Before breaking out the bubbly and celebrating the 5.46% rally in the CAC yesterday or the 4.60% rally in the DAX or the 2,92% rise in the S&P, please bear in mind that we are running into that technical period around month-end and that in each of the previous three months we have experienced similar dramatic rises in stock prices, only for them to go into free-fall once the new month had begun and the shorts or underweights had been re-established.

I did hear one US commentator point out that the equity flows were pretty much one way only and that they were seeing no fading of the rally – that’s selling into strength to you and me – by real money which was being treated as a bullish signal.

However, most Street players are given to not attaching much credence to this leap in prices as so many of the previous ones have proved to be false dawns. Some call it cynicism, some call it realism, I’d suggest that it is simply total moral capitulation.

In bond markets, Monday brought cheer in the form of a successful Belgian bond sale but raising €2bn across four maturities isn’t exactly a groundbreaking bench test for investor appetite whereas today’s launch of a new Italian three-year benchmark bond will be of more significance. The mood, following yesterday’s rally in risk assets, is perky and I’d like to believe that this should bring out some money.

How much international demand there will be other than from the buyer of last resort in Frankfurt is not easy to gauge and to be honest, I never really believe the statistics of who the buyers were. Was it not once again our old friend Sir Winston Churchill who said that the only statistics he believed were the ones he had forged himself? At a yield of 7-1/2% or more, the new three-year bonds should do OK with domestic buyers but that will only represent €3-1/2bn of the total of €8bn which the Rome Treasury is looking for.

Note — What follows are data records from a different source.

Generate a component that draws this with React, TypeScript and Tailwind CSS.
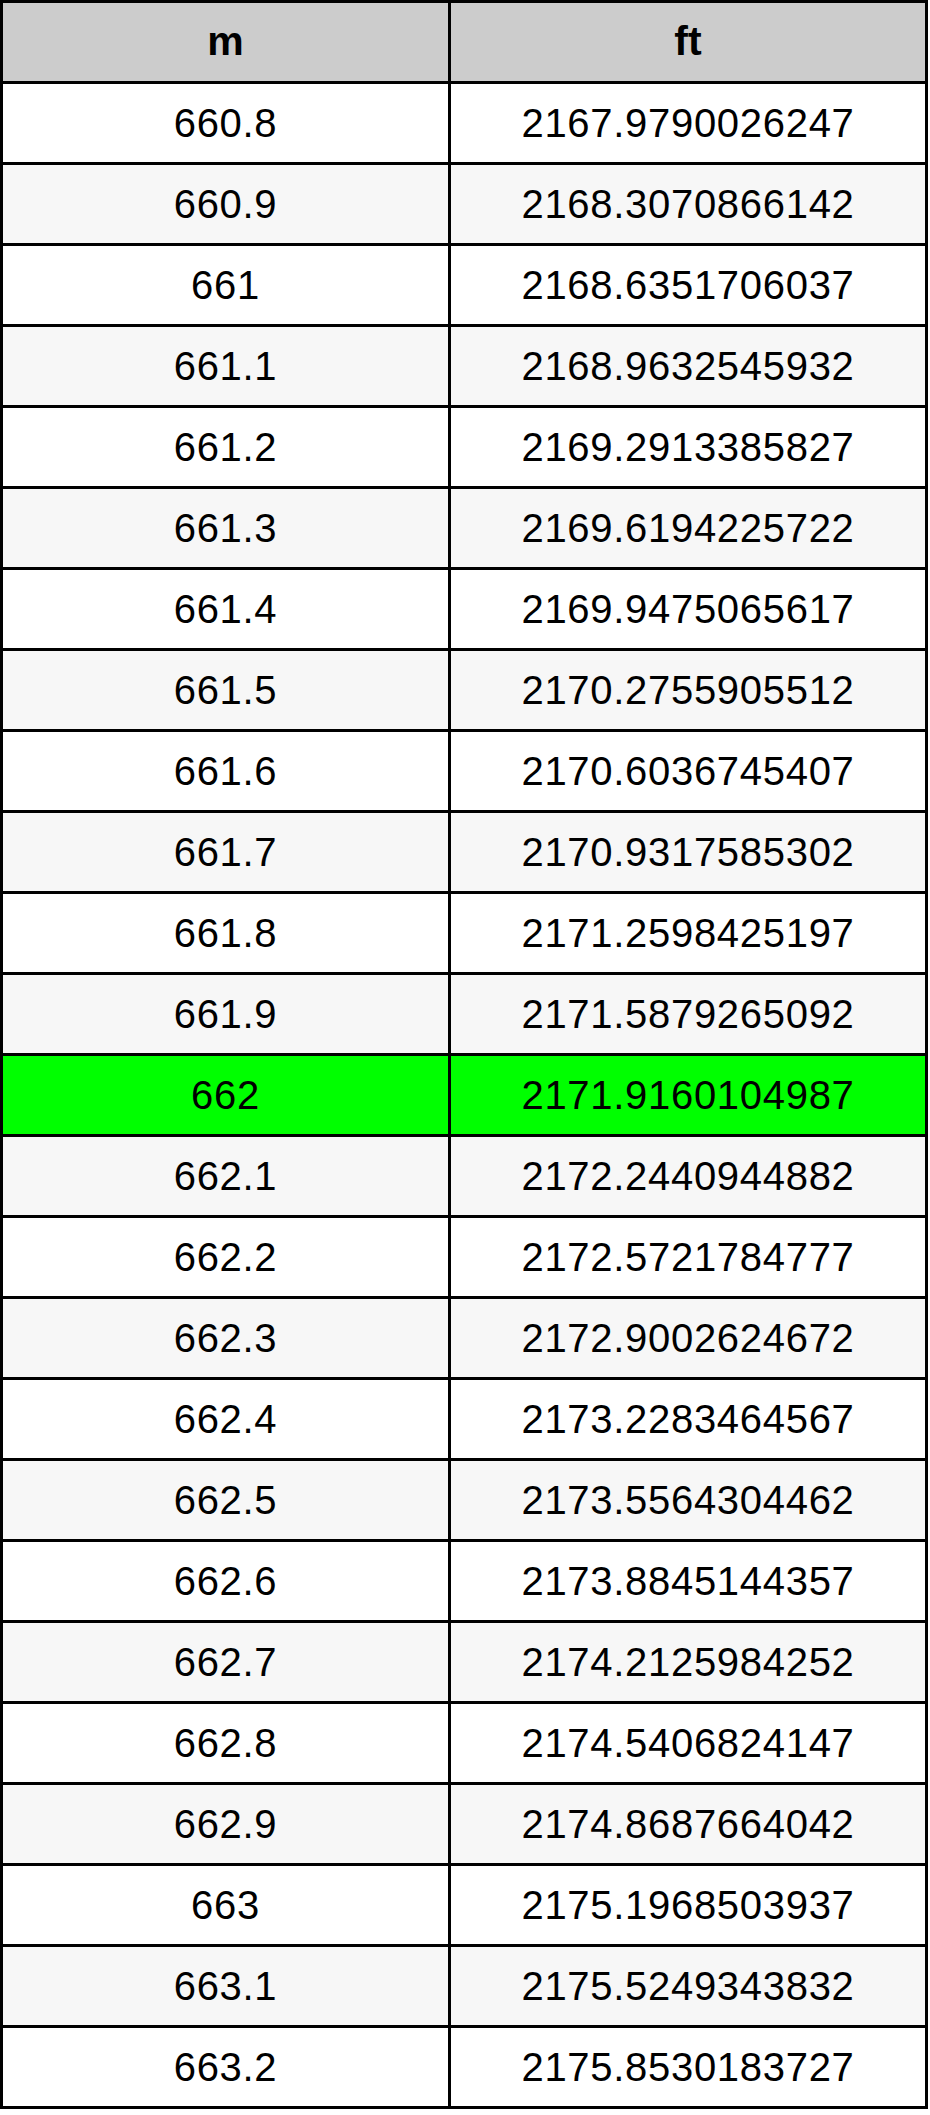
const rows: [string, string][] = [
  ["660.8", "2167.9790026247"],
  ["660.9", "2168.3070866142"],
  ["661", "2168.6351706037"],
  ["661.1", "2168.9632545932"],
  ["661.2", "2169.2913385827"],
  ["661.3", "2169.6194225722"],
  ["661.4", "2169.9475065617"],
  ["661.5", "2170.2755905512"],
  ["661.6", "2170.6036745407"],
  ["661.7", "2170.9317585302"],
  ["661.8", "2171.2598425197"],
  ["661.9", "2171.5879265092"],
  ["662", "2171.9160104987"],
  ["662.1", "2172.2440944882"],
  ["662.2", "2172.5721784777"],
  ["662.3", "2172.9002624672"],
  ["662.4", "2173.2283464567"],
  ["662.5", "2173.5564304462"],
  ["662.6", "2173.8845144357"],
  ["662.7", "2174.2125984252"],
  ["662.8", "2174.5406824147"],
  ["662.9", "2174.8687664042"],
  ["663", "2175.1968503937"],
  ["663.1", "2175.5249343832"],
  ["663.2", "2175.8530183727"],
];

export default function App() {
  return (
    <div className="bg-white min-h-[2115px] font-['Liberation_Sans',Arial,sans-serif] text-black">
      <div className="w-[928px] border-[3px] border-black">
        {/* header */}
        <div className="flex h-[78px] bg-[#cccccc] text-[41px] font-bold">
          <div className="w-[445px] flex items-center justify-center">m</div>
          <div className="flex-1 flex items-center justify-center border-l-[3px] border-black">ft</div>
        </div>

        {rows.map(([m, ft], i) => {
          const bg = m === "662" ? "bg-[#00ff00]" : i % 2 === 1 ? "bg-[#f7f7f7]" : "bg-white";
          return (
            <div key={m} className={`flex h-[81px] border-t-[3px] border-black text-[40px] tracking-[0.7px] ${bg}`}>
              <div className="w-[445px] flex items-center justify-center">{m}</div>
              <div className="flex-1 flex items-center justify-center border-l-[3px] border-black">{ft}</div>
            </div>
          );
        })}
      </div>
    </div>
  );
}
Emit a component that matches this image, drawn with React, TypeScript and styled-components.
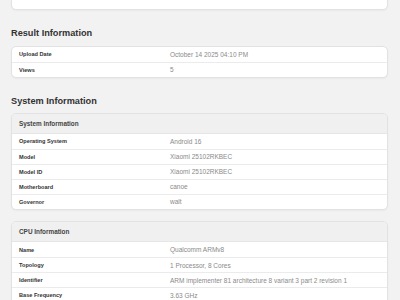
import React from 'react'
import styled, { createGlobalStyle } from 'styled-components'

const GlobalStyle = createGlobalStyle`
  html, body {
    margin: 0;
    padding: 0;
    background: #f2f2f2;
    font-family: "Liberation Sans", Arial, Helvetica, sans-serif;
  }
  #root {
    height: 300px;
    overflow: hidden;
  }
`

type Row = [string, string]

const resultRows: Row[] = [
  ['Upload Date', 'October 14 2025 04:10 PM'],
  ['Views', '5'],
]

const systemRows: Row[] = [
  ['Operating System', 'Android 16'],
  ['Model', 'Xiaomi 25102RKBEC'],
  ['Model ID', 'Xiaomi 25102RKBEC'],
  ['Motherboard', 'canoe'],
  ['Governor', 'walt'],
]

const cpuRows: Row[] = [
  ['Name', 'Qualcomm ARMv8'],
  ['Topology', '1 Processor, 8 Cores'],
  ['Identifier', 'ARM implementer 81 architecture 8 variant 3 part 2 revision 1'],
  ['Base Frequency', '3.63 GHz'],
  ['Cluster 1', '2 Cores @ 4.61 GHz'],
]

const Page = styled.div`
  padding: 0 12px 0 11px;
`

const Card = styled.div`
  background: #fff;
  border: 1px solid #e2e2e2;
  border-radius: 5px;
  box-shadow: 0 1px 2px rgba(0, 0, 0, 0.04);
  overflow: hidden;
  & + & {
    margin-top: 11.7px;
  }
`

const TopCard = styled(Card)`
  margin-top: -10.6px;
  padding: 4px 7px 6.6px;
  font-size: 6.5px;
  line-height: 8px;
  color: #888;
`

const Heading = styled.h2`
  margin: 18px 0 6.5px;
  font-size: 9.2px;
  line-height: 11px;
  font-weight: 700;
  color: #333;
`

const CardHeader = styled.div`
  height: 19.7px;
  display: flex;
  align-items: center;
  padding: 0 7px;
  background: #f0f0f0;
  border-bottom: 1px solid #e6e6e6;
  box-sizing: border-box;
  font-size: 6.4px;
  font-weight: 700;
  color: #444;
`

const InfoRow = styled.div`
  display: grid;
  grid-template-columns: 151px 1fr;
  align-items: center;
  height: 15px;
  padding: 0 7px;
  box-sizing: border-box;
  & + & {
    border-top: 1px solid #ebebeb;
  }
`

const Label = styled.div`
  font-size: 5.6px;
  font-weight: 700;
  color: #333;
  white-space: nowrap;
`

const Value = styled.div`
  font-size: 6.5px;
  color: #8a8a8a;
  white-space: nowrap;
`

const Rows = ({ rows }: { rows: Row[] }) => (
  <>
    {rows.map(([k, v]) => (
      <InfoRow key={k}>
        <Label>{k}</Label>
        <Value>{v}</Value>
      </InfoRow>
    ))}
  </>
)

export default function App() {
  return (
    <>
      <GlobalStyle />
      <Page>
        <TopCard>Geekbench 6.5.0 for Android AArch64</TopCard>

        <Heading>Result Information</Heading>
        <Card>
          <Rows rows={resultRows} />
        </Card>

        <Heading>System Information</Heading>
        <Card>
          <CardHeader>System Information</CardHeader>
          <Rows rows={systemRows} />
        </Card>
        <Card>
          <CardHeader>CPU Information</CardHeader>
          <Rows rows={cpuRows} />
        </Card>
      </Page>
    </>
  )
}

Should the auction flop, the recent rapid contraction of spreads in all eurozone bond curves versus Bunds could be eradicated pretty quickly. However, as with the equities, the likelihood is that month-end and index technicals will make the situation, no matter how grave it might be, look a lot better than it is.

More in macro land, Chancellor George Osborne is presenting his autumn statement today. Consensus – aided by the presence of more leaks than you’d find at a Welsh nationalist convention – is that he will have to downgrade his growth predictions and therefore will have to concede that his balancing of the budget will take a couple of years longer than had been planned. Already the journos are out calling for him to scrap “Plan A” and implement “Plan B” – he did state that there is no “Plan B” – or even come up with “Plan C”.

I might be biased – and unashamedly so too – but I agree that there is no meaningful alternative to “Plan A” and if it all takes longer to implement than had been hoped for, then that is not a failing of the plan. I suppose the critics would also have capitulated after First Mons and run up the white flag after Dunkirk. They’d have popped the keys to Government House in Port Stanley through the letterbox, courteously let Paris have the Olympics and disbanded the FA and the RFU and turn the All England Club into a turf farm. Nobody would ever support Derby County, Longwy or Castrop-Rauxel – in case anyone does.

I agree there is no meaningful alternative to “Plan A” and if it all takes longer to implement than had been hoped for, then that is not a failing of the plan

And before Chancellor Osborne has read the papers tomorrow morning, the Civil Service will be on strike to protect the pensions we can’t afford. The political class demands endless mea culpas from the bankers but doesn’t seem too keen to offer up any itself. Why does it seem to believe that it will instantly turn into a pillar of salt if it ever says: “Sorry chaps, we simply can’t afford it?” If putting the country right has to, among other things, come through levels of greater taxation, so be it – I don’t like paying higher taxes any more than the next person but compared with the seven years my old dad spent serving this country in uniform, it’s a pretty easy and harmless option.

However, if I am expected to pay tax in order to protect unsustainable promises which were made by electioneering politicians of all hues, then I might just get a little bit annoyed and write to my MP who is a chap who likes to be called “Dave”.